Last week [Irish Times, 28th May 2009] in the Seanad, Senator Eoghan Harris put forward a novel proposal that the Minister for Justice should consider introducing an amnesty for minor offenders currently in prison to mark the release of the Ryan Commission Report. The proposal met with a generally favourable reaction from Senators of all parties, many of whom referred to the urgent problem of prison overcrowding.
The linking of the imprisonment of non-violent offenders with the appalling crimes at the heart of the Ryan Report may at first seem incongruous, but it throws open a number of very interesting parallels.

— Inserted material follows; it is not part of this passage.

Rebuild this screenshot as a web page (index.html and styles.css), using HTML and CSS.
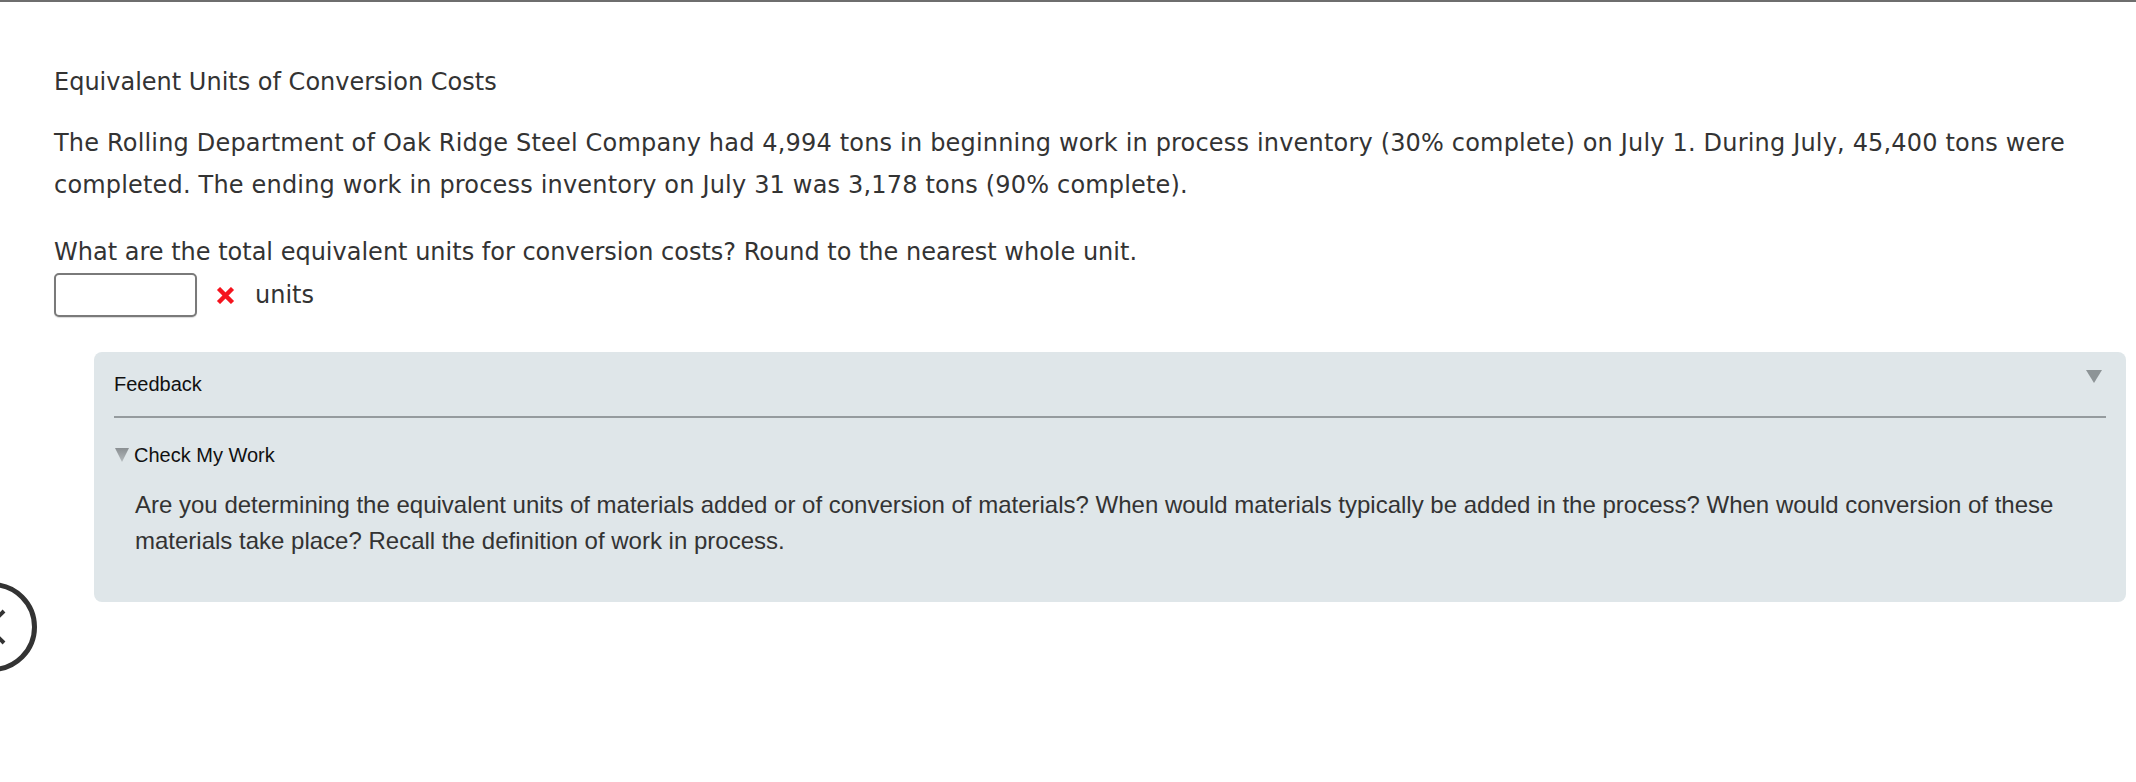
FILE: index.html
```html
<!DOCTYPE html>
<html lang="en">
<head>
<meta charset="utf-8">
<title>Equivalent Units of Conversion Costs</title>
<link rel="stylesheet" href="styles.css">
</head>
<body>
<div class="topbar"></div>
<main class="content">
  <h1 class="title">Equivalent Units of Conversion Costs</h1>
  <p class="para">The Rolling Department of Oak Ridge Steel Company had 4,994 tons in beginning work in process inventory (30% complete) on July 1. During July, 45,400 tons were completed. The ending work in process inventory on July 31 was 3,178 tons (90% complete).</p>
  <p class="question">What are the total equivalent units for conversion costs? Round to the nearest whole unit.</p>
  <div class="answer">
    <input class="answer-input" type="text" aria-label="answer">
    <svg class="wrong" width="19" height="17" viewBox="0 0 19 17"><path d="M2.5 1.5 L16.5 15.5 M16.5 1.5 L2.5 15.5" stroke="#f5141e" stroke-width="4.4" stroke-linecap="butt"/></svg>
    <span class="unit">units</span>
  </div>
  <section class="feedback">
    <div class="fb-head">
      <span class="fb-title">Feedback</span>
      <svg class="fb-toggle" width="16" height="13" viewBox="0 0 16 13"><polygon points="0,0 16,0 8,13" fill="#8d9497"/></svg>
    </div>
    <div class="fb-rule"></div>
    <div class="cmw">
      <svg class="cmw-tri" width="14" height="14" viewBox="0 0 14 14"><defs><linearGradient id="g" x1="0" y1="0" x2="0" y2="1"><stop offset="0" stop-color="#8a8f92"/><stop offset="1" stop-color="#b4babd"/></linearGradient></defs><polygon points="0,0 14,0 7,14" fill="url(#g)"/></svg>
      <span class="cmw-label">Check My Work</span>
    </div>
    <p class="fb-body">Are you determining the equivalent units of materials added or of conversion of materials? When would materials typically be added in the process? When would conversion of these materials take place? Recall the definition of work in process.</p>
  </section>
</main>
<svg class="side-button" width="60" height="120" viewBox="0 0 60 120" aria-hidden="true">
  <circle cx="-8" cy="57" r="42.5" fill="none" stroke="#333" stroke-width="5"/>
  <polyline points="4,41 -12,57 4,73" fill="none" stroke="#333" stroke-width="4"/>
</svg>
</body>
</html>
```
FILE: styles.css
```css
html, body {
  margin: 0;
  padding: 0;
  background: #ffffff;
}
body {
  width: 2136px;
  height: 782px;
  overflow: hidden;
  position: relative;
  font-family: "DejaVu Sans", Verdana, sans-serif;
  color: #333333;
}
.topbar {
  height: 2px;
  background: #6e6e6e;
}
.content {
  padding: 0 10px 0 54px;
}
.title {
  margin: 65px 0 0;
  font-size: 24px;
  font-weight: normal;
  line-height: 30px;
  color: #333;
}
.para {
  margin: 25px 0 0;
  font-size: 24px;
  line-height: 42px;
  letter-spacing: 0.18px;
}
.question {
  margin: 25px 0 0;
  font-size: 24px;
  line-height: 42px;
}
.answer {
  display: flex;
  align-items: center;
  height: 44px;
}
.answer-input {
  box-sizing: border-box;
  width: 143px;
  height: 44px;
  margin: 0;
  border: 2px solid #7a7a7a;
  border-radius: 5px;
  background: #fff;
  box-shadow: 0 1px 1px rgba(0,0,0,0.15);
}
.wrong {
  margin-left: 19px;
}
.unit {
  margin-left: 20px;
  font-size: 24px;
  color: #333;
}
.feedback {
  margin: 35px 0 0 40px;
  background: #dfe6e9;
  border-radius: 8px;
  padding: 20px 20px 43px;
  font-family: "Liberation Sans", Arial, sans-serif;
}
.fb-head {
  display: flex;
  justify-content: space-between;
  align-items: flex-start;
  height: 24px;
}
.fb-title {
  font-size: 20px;
  line-height: 24px;
  color: #111;
}
.fb-toggle {
  margin: -2px 4px 0 0;
}
.fb-rule {
  margin-top: 20px;
  height: 2px;
  background: #959b9e;
}
.cmw {
  margin-top: 25px;
  display: flex;
  align-items: center;
  height: 24px;
}
.cmw-tri {
  margin-left: 1px;
  margin-right: 5px;
}
.cmw-label {
  font-size: 20px;
  line-height: 24px;
  color: #111;
}
.fb-body {
  margin: 20px 0 0 21px;
  font-size: 24px;
  line-height: 36px;
  color: #333;
}
.side-button {
  position: absolute;
  left: 0;
  top: 570px;
}
```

In the first instance, while the circumstances in which we detain people may have shifted considerably over the years, poverty is a common theme. The children detained in industrial schools were essentially treated as criminals largely because of their poverty. The rightful horror that society is now expressing about this appalling injustice resonates today when it is generally only those who grow up in the most severe poverty that we send to our prisons.
It is also striking that the one section of the Ryan Report that hasn’t received much attention so far is the chapter (volume 3, chapter 11) dealing with the current circumstances of the victims of abuse. The Commission lists the appalling lifetime consequences of abuse for the adult survivors in terms of their adult relationships, employment history and socio-economic standing, as well their physical and mental health. The report doesn’t disclose how many of these victims would later end up in prisons, but we can only assume that a significant number of these damaged people did fall into criminality as a result of their experiences.
The proposal also throws in sharp relief the idiosyncrasies of public morality in Ireland over recent years. This was a period when powerful transgressors, be it in political, financial or clerical institutions of power, have been treated with the greatest generosity by the State. Some would argue that the reluctance to punish their crimes has often bordered on impunity. On the other hand, to call for clemency towards persons convicted of even the more minor of criminal offences has been a definite political taboo.
The full scale of the horrors in our recent past will continue to resonate for a long time to come, but by linking the horrors of the past with the hypocrisies of the present, this proposal raises even more uncomfortable truths about our values as a society.